Equitable Considerations and Trustee's Discretion
In granting the trustee leave to pursue the usury claim initially, the court recognized the importance of equitable considerations, particularly regarding the defendant's failure to disclose relevant loan transactions prior to the first trial. This disclosure failure placed the trustee at a disadvantage, as he had relied on the defendant's representations when deciding not to pursue his usury cause of action earlier. However, despite this equitable ground for permitting the trustee to bring the usury claim, the court ultimately found that the limitations period had expired, negating any potential equitable relief. The court reiterated that while the trustee had a fiduciary duty to act in the best interests of the bankrupt estate, he was still bound by the procedural constraints of the applicable statute of limitations, which barred his claims from being heard.

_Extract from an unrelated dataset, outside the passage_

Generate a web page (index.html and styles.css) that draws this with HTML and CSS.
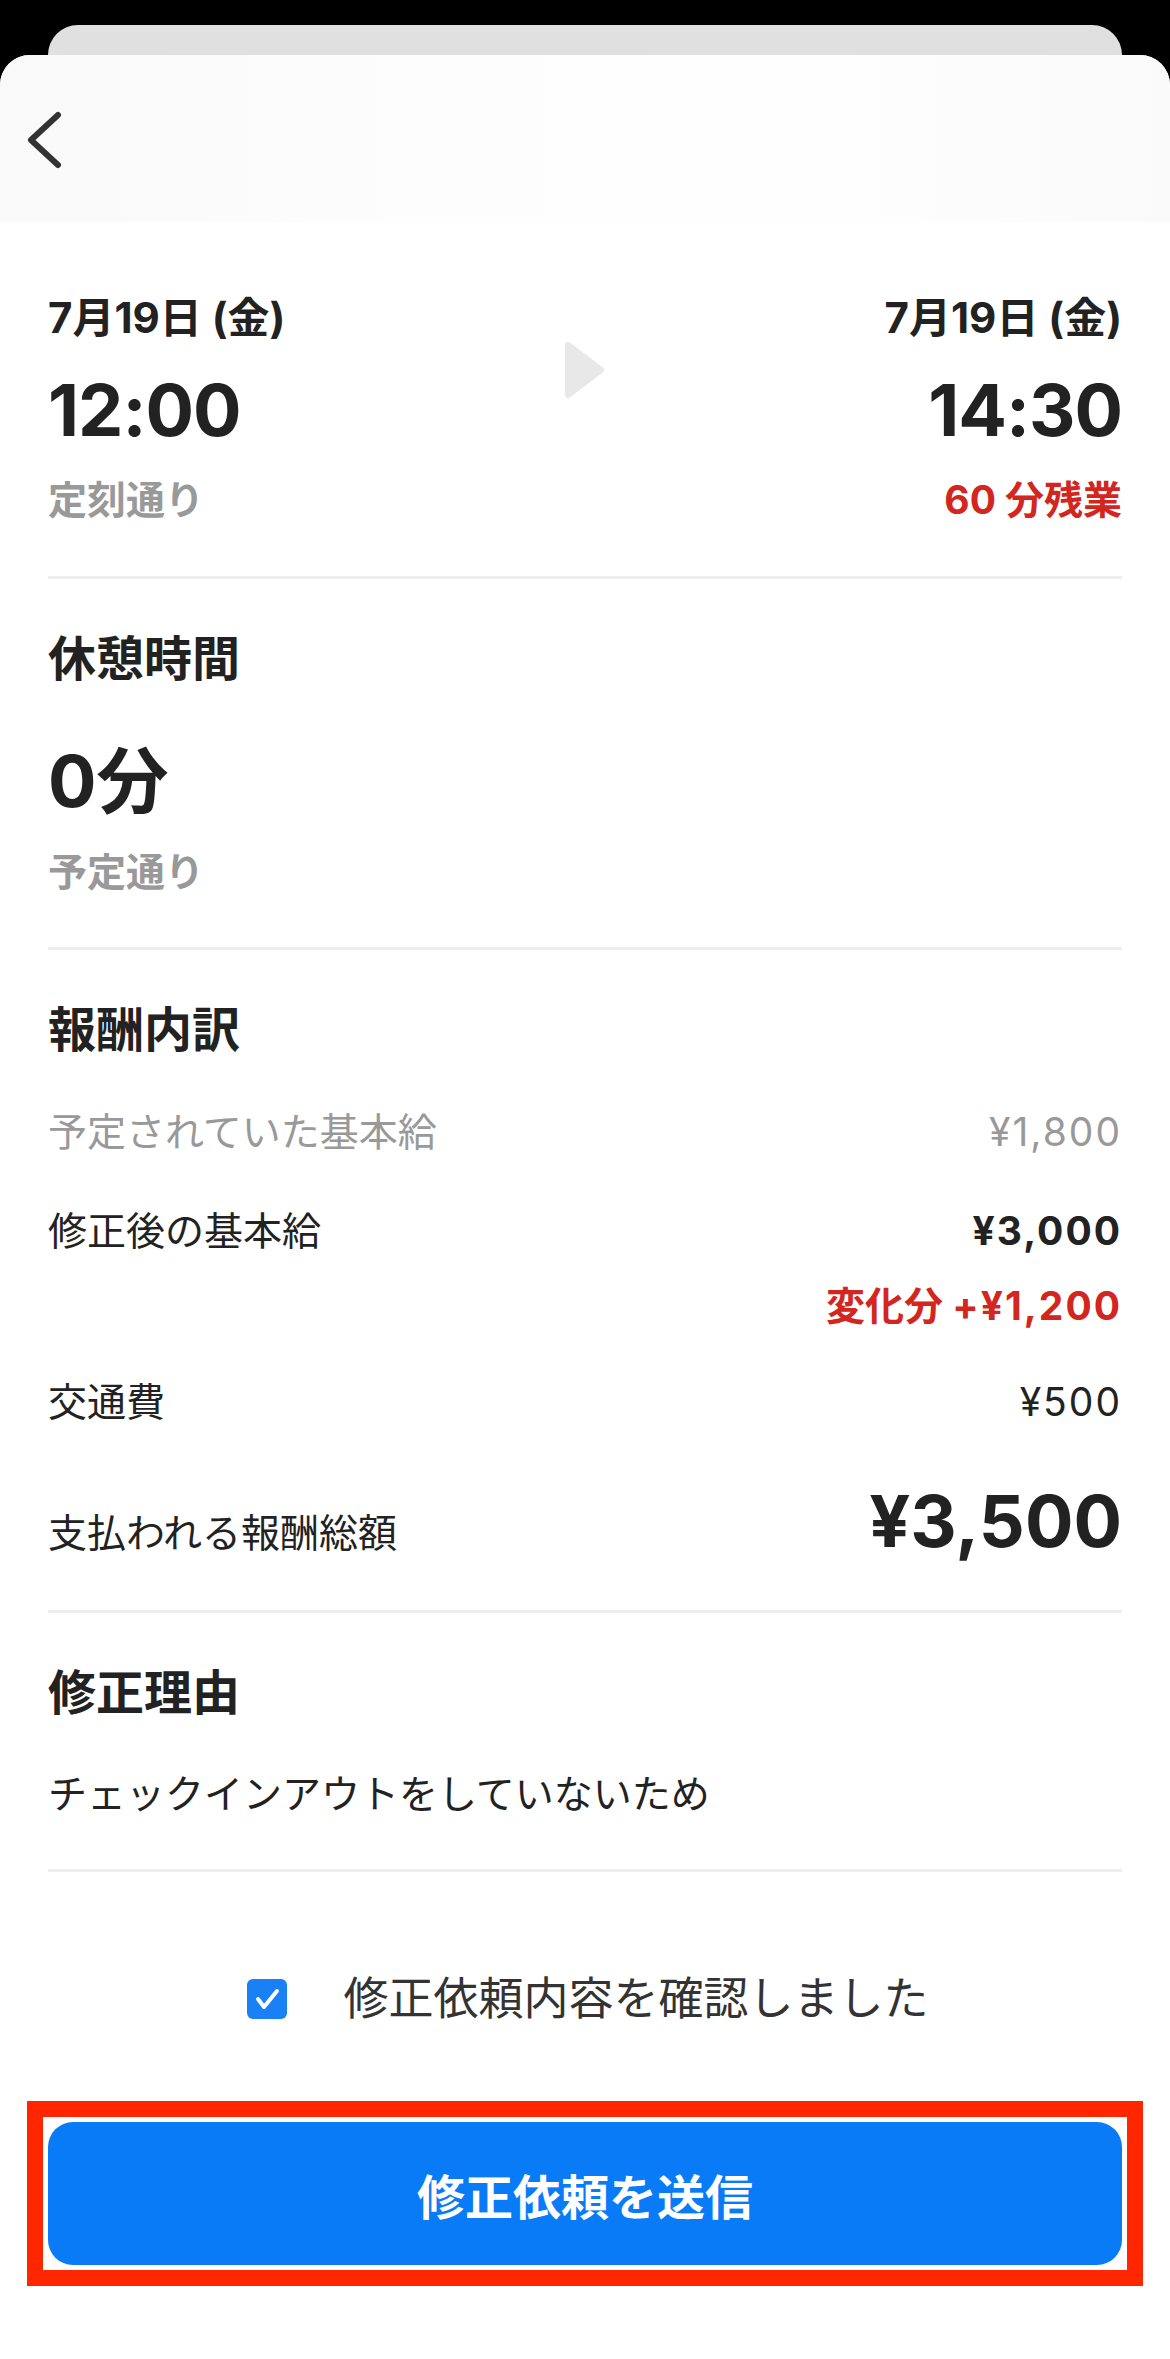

Final Judgment of the Court
The court concluded by ordering the dismissal of the trustee's usury cause of action due to the expiration of the statute of limitations. It also denied the trustee's attempt to reopen the record on the previously dismissed fraudulent conveyance claim, reinforcing the principles of res judicata and the necessity for finality in legal proceedings. The court directed the Clerk to enter a final judgment dismissing both the first and second causes of action with costs awarded to the defendant. The decision underscored the court's commitment to upholding statutory limitations and the integrity of the judicial process, ensuring that litigation does not extend indefinitely and that claims are resolved in a timely manner. Through this ruling, the court aimed to bring a definitive end to the protracted bankruptcy litigation involving the bankrupt estate of Donald S. Potter.